Set problem →
Return each line containing "with".

Collected data
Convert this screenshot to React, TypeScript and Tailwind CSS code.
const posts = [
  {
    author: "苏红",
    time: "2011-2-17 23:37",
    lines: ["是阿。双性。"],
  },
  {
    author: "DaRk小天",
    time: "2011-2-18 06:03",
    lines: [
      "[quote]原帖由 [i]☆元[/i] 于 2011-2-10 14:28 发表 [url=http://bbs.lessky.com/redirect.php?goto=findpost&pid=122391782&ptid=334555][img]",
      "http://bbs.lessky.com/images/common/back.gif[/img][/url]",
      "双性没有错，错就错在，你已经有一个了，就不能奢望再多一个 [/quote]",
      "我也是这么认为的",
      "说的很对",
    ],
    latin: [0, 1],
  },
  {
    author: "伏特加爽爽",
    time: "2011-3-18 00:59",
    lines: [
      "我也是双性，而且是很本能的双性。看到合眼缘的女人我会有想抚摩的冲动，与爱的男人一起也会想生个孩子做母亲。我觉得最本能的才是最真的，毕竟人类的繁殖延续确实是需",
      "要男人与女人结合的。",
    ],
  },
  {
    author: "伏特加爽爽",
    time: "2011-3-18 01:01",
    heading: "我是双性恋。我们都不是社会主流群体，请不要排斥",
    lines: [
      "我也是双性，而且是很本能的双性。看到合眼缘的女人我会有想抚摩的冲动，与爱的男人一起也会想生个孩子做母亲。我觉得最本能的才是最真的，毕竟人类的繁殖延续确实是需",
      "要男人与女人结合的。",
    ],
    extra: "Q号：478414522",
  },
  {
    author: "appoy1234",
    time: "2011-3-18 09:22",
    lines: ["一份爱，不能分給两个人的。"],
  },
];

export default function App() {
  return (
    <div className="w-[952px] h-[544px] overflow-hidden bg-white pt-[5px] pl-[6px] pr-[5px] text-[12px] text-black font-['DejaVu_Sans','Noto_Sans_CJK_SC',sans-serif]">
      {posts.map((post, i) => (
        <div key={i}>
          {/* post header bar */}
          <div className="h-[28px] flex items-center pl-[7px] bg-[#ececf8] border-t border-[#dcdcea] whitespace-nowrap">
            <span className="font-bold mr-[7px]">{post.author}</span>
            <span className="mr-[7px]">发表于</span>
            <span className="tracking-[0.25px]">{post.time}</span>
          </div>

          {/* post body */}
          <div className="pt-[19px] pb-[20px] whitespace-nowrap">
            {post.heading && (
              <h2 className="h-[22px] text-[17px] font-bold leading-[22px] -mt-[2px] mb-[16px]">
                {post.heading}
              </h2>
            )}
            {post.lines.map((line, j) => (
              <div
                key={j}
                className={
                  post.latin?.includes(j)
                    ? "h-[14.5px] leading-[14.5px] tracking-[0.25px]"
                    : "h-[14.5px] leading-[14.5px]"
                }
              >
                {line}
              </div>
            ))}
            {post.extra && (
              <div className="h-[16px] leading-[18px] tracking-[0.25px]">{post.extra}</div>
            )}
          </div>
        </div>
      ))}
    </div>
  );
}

==

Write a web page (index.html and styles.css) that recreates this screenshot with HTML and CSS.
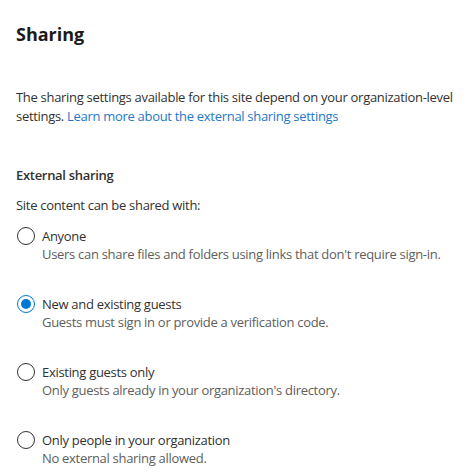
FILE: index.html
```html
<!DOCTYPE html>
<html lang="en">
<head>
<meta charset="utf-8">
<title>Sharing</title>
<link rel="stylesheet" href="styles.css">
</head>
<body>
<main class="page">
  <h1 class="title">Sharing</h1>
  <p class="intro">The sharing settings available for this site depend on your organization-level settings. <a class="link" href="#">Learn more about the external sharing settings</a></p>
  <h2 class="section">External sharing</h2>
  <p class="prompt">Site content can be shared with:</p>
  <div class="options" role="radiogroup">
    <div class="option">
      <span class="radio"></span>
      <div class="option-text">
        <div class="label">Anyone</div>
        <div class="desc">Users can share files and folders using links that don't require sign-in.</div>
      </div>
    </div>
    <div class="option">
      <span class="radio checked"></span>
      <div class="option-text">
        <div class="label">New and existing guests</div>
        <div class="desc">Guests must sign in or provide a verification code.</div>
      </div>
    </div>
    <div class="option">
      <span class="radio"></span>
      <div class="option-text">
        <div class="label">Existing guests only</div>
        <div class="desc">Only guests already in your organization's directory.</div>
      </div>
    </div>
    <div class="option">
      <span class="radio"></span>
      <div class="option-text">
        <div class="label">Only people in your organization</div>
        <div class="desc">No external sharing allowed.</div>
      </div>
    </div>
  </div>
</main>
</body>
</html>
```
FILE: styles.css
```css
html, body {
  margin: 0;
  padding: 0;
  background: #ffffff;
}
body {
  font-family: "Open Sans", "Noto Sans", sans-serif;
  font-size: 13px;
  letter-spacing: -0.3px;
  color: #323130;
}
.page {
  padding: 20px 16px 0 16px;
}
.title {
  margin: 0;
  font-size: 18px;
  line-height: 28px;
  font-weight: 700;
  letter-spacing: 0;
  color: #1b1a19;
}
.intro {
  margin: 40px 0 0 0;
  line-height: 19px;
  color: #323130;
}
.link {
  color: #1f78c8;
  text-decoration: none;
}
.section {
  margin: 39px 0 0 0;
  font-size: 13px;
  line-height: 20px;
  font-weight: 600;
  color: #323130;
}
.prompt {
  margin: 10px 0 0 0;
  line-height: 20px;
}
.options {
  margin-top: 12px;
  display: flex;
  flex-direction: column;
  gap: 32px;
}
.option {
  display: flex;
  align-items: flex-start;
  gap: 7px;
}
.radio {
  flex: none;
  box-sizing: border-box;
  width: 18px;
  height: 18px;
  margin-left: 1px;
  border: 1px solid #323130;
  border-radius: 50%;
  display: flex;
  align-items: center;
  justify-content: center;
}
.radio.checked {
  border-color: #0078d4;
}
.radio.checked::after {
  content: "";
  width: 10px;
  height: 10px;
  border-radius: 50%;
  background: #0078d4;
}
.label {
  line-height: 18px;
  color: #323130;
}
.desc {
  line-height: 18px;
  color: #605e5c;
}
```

Exercise response →
Write a web page (index.html and styles.css) that recreates this screenshot with HTML and CSS.
  <p class="prompt">Site content can be shared with:</p>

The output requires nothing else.